Goal of the exercise: Drop every picture. Then return, exactly, the lines from the beginning of the listing below through the one containing "h-[768px] overflow-hidden bg-white".

^^^^^^^^^^^^^^^^

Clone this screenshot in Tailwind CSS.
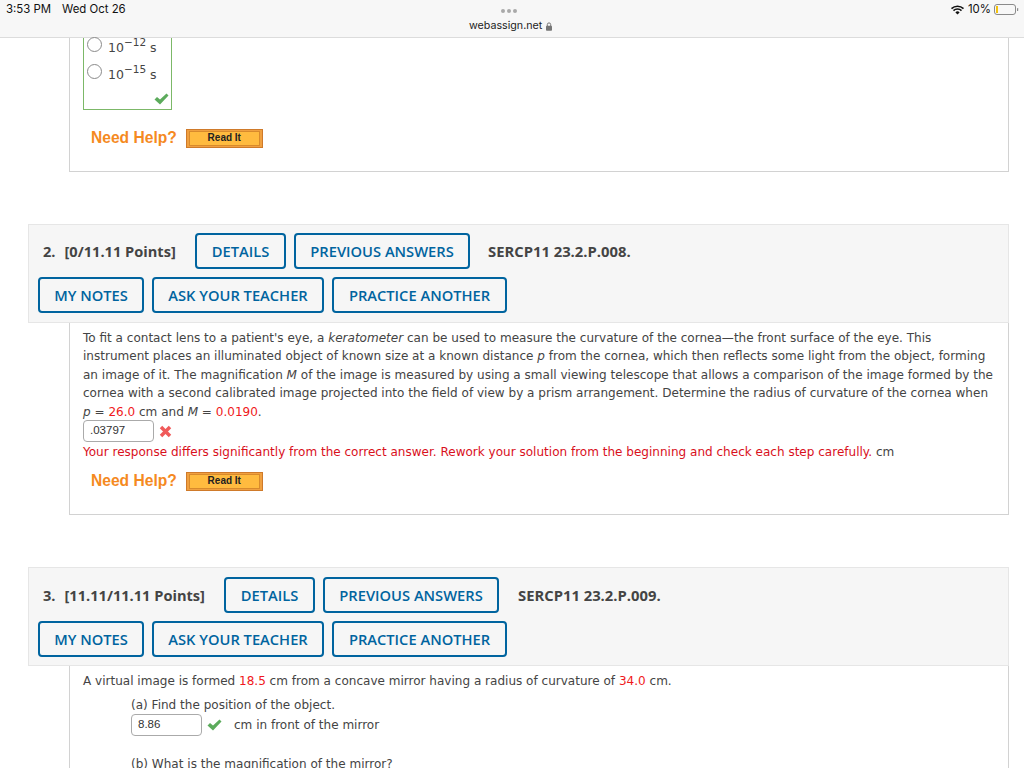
<!DOCTYPE html>
<html>
<head>
<meta charset="utf-8">
<script src="https://cdn.jsdelivr.net/npm/@tailwindcss/browser@4"></script>
</head>
<body class="bg-white">
<div class="w-[1024px] h-[768px] overflow-hidden bg-white flex flex-col font-['DejaVu_Sans',sans-serif] text-[12.04px] leading-[18.4px] text-[#444]">

  <!-- browser bar -->
  <header class="h-[38px] shrink-0 bg-[#f7f7f7] border-b border-[#dcdcdc] relative font-['Inter',sans-serif] text-[#111]">
    <div class="flex items-center justify-between pl-[6px] pr-[4px] h-[19px] text-[11.4px]">
      <div class="flex gap-[11px]"><span>3:53 PM</span><span>Wed Oct 26</span></div>
      <div class="flex items-center gap-[3px]">
        <svg width="15" height="10" viewBox="0 0 14 10"><path d="M7 9.6 4.9 7.4a3 3 0 0 1 4.2 0z" fill="#111"/><path d="M1 3.6a8.6 8.6 0 0 1 12 0M3 5.6a5.7 5.7 0 0 1 8 0" fill="none" stroke="#111" stroke-width="1.5"/></svg>
        <span>10%</span>
        <svg width="26" height="11" viewBox="0 0 26 11"><rect x=".5" y=".5" width="21" height="10" rx="2.5" fill="none" stroke="#8a8a8a"/><rect x="2" y="2" width="2" height="7" fill="#f4c20d"/><rect x="23" y="4" width="1.2" height="3" rx=".6" fill="#8a8a8a"/></svg>
      </div>
    </div>
    <div class="flex gap-[2px] absolute top-[9px] left-[501px]">
      <span class="w-[4px] h-[4px] rounded-full bg-[#a9a9a9]"></span><span class="w-[4px] h-[4px] rounded-full bg-[#a9a9a9]"></span><span class="w-[4px] h-[4px] rounded-full bg-[#a9a9a9]"></span>
    </div>
    <div class="flex items-center gap-[4px] text-[10.7px] leading-[14px] text-[#222] absolute top-[19px] left-[469px]">
      <span>webassign.net</span>
      <svg width="6" height="9" viewBox="0 0 6 9"><path d="M1.3 4V2.6a1.7 1.7 0 0 1 3.4 0V4" fill="none" stroke="#777"/><rect y="3.7" width="6" height="5" rx=".8" fill="#777"/></svg>
    </div>
  </header>

  <!-- question 1 tail -->
  <section class="ml-[69px] w-[940px] h-[134px] shrink-0 border-x border-b border-[#d2d2d2]">
    <div class="ml-[13px] w-[89px] h-[72px] border-x border-b border-x-[#7cb868] border-b-[#7cb868] relative">
      <div class="flex items-center h-[12px] pl-[3px] gap-[6px]">
        <span class="w-[15px] h-[15px] rounded-full border-[1.5px] border-[#8a8a8a] bg-white shrink-0"></span>
        <span class="text-[12.5px] mt-[8px]">10<sup class="text-[10.5px] top-[-6px]">−12</sup> s</span>
      </div>
      <div class="flex items-center h-[24px] pl-[3px] gap-[6px] mt-[9px]">
        <span class="w-[15px] h-[15px] rounded-full border-[1.5px] border-[#8a8a8a] bg-white shrink-0"></span>
        <span class="text-[12.5px] mt-[8px]">10<sup class="text-[10.5px] top-[-6px]">−15</sup> s</span>
      </div>
      <svg class="absolute right-[2px] top-[55px]" width="15" height="12" viewBox="0 0 15 12"><path d="M.5 6.5 3 4 6 6.5 12.5.5 14.5 2.5 6 11.5z" fill="#5cab5c"/></svg>
    </div>
    <div class="flex items-center ml-[21px] mt-[18px] gap-[9px]">
      <span class="font-['Liberation_Sans',sans-serif] font-bold text-[#f58a1f] text-[15.6px] leading-[20px]">Need Help?</span>
      <span class="w-[77px] h-[19px] bg-[#f0a040] border border-[#cf7a2a] px-[2px] py-[1px] flex"><span class="grow bg-[#ffbb3f] border border-[#d88a2c] flex items-center justify-center font-['Liberation_Sans',sans-serif] font-bold text-[10px] text-[#222]">Read It</span></span>
    </div>
  </section>

  <!-- question 2 -->
  <section class="mt-[52px] shrink-0">
    <div class="ml-[28px] w-[981px] h-[99px] bg-[#f6f6f6] border border-[#e6e6e6] font-['Open_Sans',sans-serif] font-semibold text-[14.7px] pt-[8px] pl-[9px] flex flex-col gap-[8px]">
      <div class="flex items-center h-[36px]">
        <span class="ml-[5px] w-[152px] flex gap-[9px] font-bold text-[#444] text-[14.6px]"><span>2.</span><span>[0/11.11 Points]</span></span>
        <span class="h-[36px] w-[91px] flex items-center justify-center border-2 border-[#00649f] rounded-[4px] text-[#00649f]">DETAILS</span>
        <span class="h-[36px] w-[176px] ml-[8px] flex items-center justify-center border-2 border-[#00649f] rounded-[4px] text-[#00649f]">PREVIOUS ANSWERS</span>
        <span class="ml-[18px] font-bold text-[#444] text-[14.8px]">SERCP11 23.2.P.008.</span>
      </div>
      <div class="flex items-center gap-[8px] h-[36px]">
        <span class="h-[36px] w-[106px] flex items-center justify-center border-2 border-[#00649f] rounded-[4px] text-[#00649f]">MY NOTES</span>
        <span class="h-[36px] w-[172px] flex items-center justify-center border-2 border-[#00649f] rounded-[4px] text-[#00649f]">ASK YOUR TEACHER</span>
        <span class="h-[36px] w-[175px] flex items-center justify-center border-2 border-[#00649f] rounded-[4px] text-[#00649f]">PRACTICE ANOTHER</span>
      </div>
    </div>
    <div class="ml-[69px] w-[940px] h-[192px] border-x border-b border-[#d2d2d2] pl-[13px] pt-[6px] whitespace-nowrap">
      <p>To fit a contact lens to a patient's eye, a <i>keratometer</i> can be used to measure the curvature of the cornea—the front surface of the eye. This<br>
      instrument places an illuminated object of known size at a known distance <i>p</i> from the cornea, which then reflects some light from the object, forming<br>
      an image of it. The magnification <i>M</i> of the image is measured by using a small viewing telescope that allows a comparison of the image formed by the<br>
      cornea with a second calibrated image projected into the field of view by a prism arrangement. Determine the radius of curvature of the cornea when<br>
      <i>p</i> = <span class="text-[#f01820]">26.0</span> cm and <i>M</i> = <span class="text-[#f01820]">0.0190</span>.</p>
      <div class="flex items-center gap-[5px] h-[22px] -mt-[1px]">
        <span class="w-[71px] h-[22px] border border-[#aaa] rounded-[4px] pl-[6px] font-['Liberation_Sans',sans-serif] text-[11.5px] leading-[18px] text-[#333]">.03797</span>
        <svg width="13" height="13" viewBox="0 0 13 13"><path d="M2 2 11 11M11 2 2 11" stroke="#f05a5a" stroke-width="3.5"/></svg>
      </div>
      <p class="mt-[1px]"><span class="text-[#d9101c]">Your response differs significantly from the correct answer. Rework your solution from the beginning and check each step carefully.</span> cm</p>
      <div class="flex items-center ml-[8px] mt-[10px] gap-[9px]">
        <span class="font-['Liberation_Sans',sans-serif] font-bold text-[#f58a1f] text-[15.6px] leading-[20px]">Need Help?</span>
        <span class="w-[77px] h-[19px] bg-[#f0a040] border border-[#cf7a2a] px-[2px] py-[1px] flex"><span class="grow bg-[#ffbb3f] border border-[#d88a2c] flex items-center justify-center font-['Liberation_Sans',sans-serif] font-bold text-[10px] text-[#222]">Read It</span></span>
      </div>
    </div>
  </section>

  <!-- question 3 -->
  <section class="mt-[52px] shrink-0">
    <div class="ml-[28px] w-[981px] h-[99px] bg-[#f6f6f6] border border-[#e6e6e6] font-['Open_Sans',sans-serif] font-semibold text-[14.7px] pt-[9px] pl-[9px] flex flex-col gap-[8px]">
      <div class="flex items-center h-[36px]">
        <span class="ml-[5px] w-[181px] flex gap-[9px] font-bold text-[#444] text-[14.6px]"><span>3.</span><span>[11.11/11.11 Points]</span></span>
        <span class="h-[36px] w-[91px] flex items-center justify-center border-2 border-[#00649f] rounded-[4px] text-[#00649f]">DETAILS</span>
        <span class="h-[36px] w-[176px] ml-[8px] flex items-center justify-center border-2 border-[#00649f] rounded-[4px] text-[#00649f]">PREVIOUS ANSWERS</span>
        <span class="ml-[19px] font-bold text-[#444] text-[14.8px]">SERCP11 23.2.P.009.</span>
      </div>
      <div class="flex items-center gap-[8px] h-[36px]">
        <span class="h-[36px] w-[106px] flex items-center justify-center border-2 border-[#00649f] rounded-[4px] text-[#00649f]">MY NOTES</span>
        <span class="h-[36px] w-[172px] flex items-center justify-center border-2 border-[#00649f] rounded-[4px] text-[#00649f]">ASK YOUR TEACHER</span>
        <span class="h-[36px] w-[175px] flex items-center justify-center border-2 border-[#00649f] rounded-[4px] text-[#00649f]">PRACTICE ANOTHER</span>
      </div>
    </div>
    <div class="ml-[69px] w-[940px] border-x border-[#d2d2d2] pl-[13px] pt-[6px] whitespace-nowrap h-[120px]">
      <p>A virtual image is formed <span class="text-[#f01820]">18.5</span> cm from a concave mirror having a radius of curvature of <span class="text-[#f01820]">34.0</span> cm.</p>
      <div class="ml-[48px] mt-[6px]">
        <p>(a) Find the position of the object.</p>
        <div class="flex items-center h-[22px] -mt-[1px]">
          <span class="w-[71px] h-[22px] border border-[#aaa] rounded-[4px] pl-[6px] font-['Liberation_Sans',sans-serif] text-[11.5px] leading-[18px] text-[#333]">8.86</span>
          <svg class="ml-[5px]" width="15" height="12" viewBox="0 0 15 12"><path d="M.5 6.5 3 4 6 6.5 12.5.5 14.5 2.5 6 11.5z" fill="#5cab5c"/></svg>
          <span class="ml-[12px]">cm in front of the mirror</span>
        </div>
        <p class="mt-[19px]">(b) What is the magnification of the mirror?</p>
      </div>
    </div>
  </section>
</div>
</body>
</html>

^^^^^^^^^^^^^^^^

Answer:
Clone this screenshot in Tailwind CSS.
<!DOCTYPE html>
<html>
<head>
<meta charset="utf-8">
<script src="https://cdn.jsdelivr.net/npm/@tailwindcss/browser@4"></script>
</head>
<body class="bg-white">
<div class="w-[1024px] h-[768px] overflow-hidden bg-white flex flex-col font-['DejaVu_Sans',sans-serif] text-[12.04px] leading-[18.4px] text-[#444]">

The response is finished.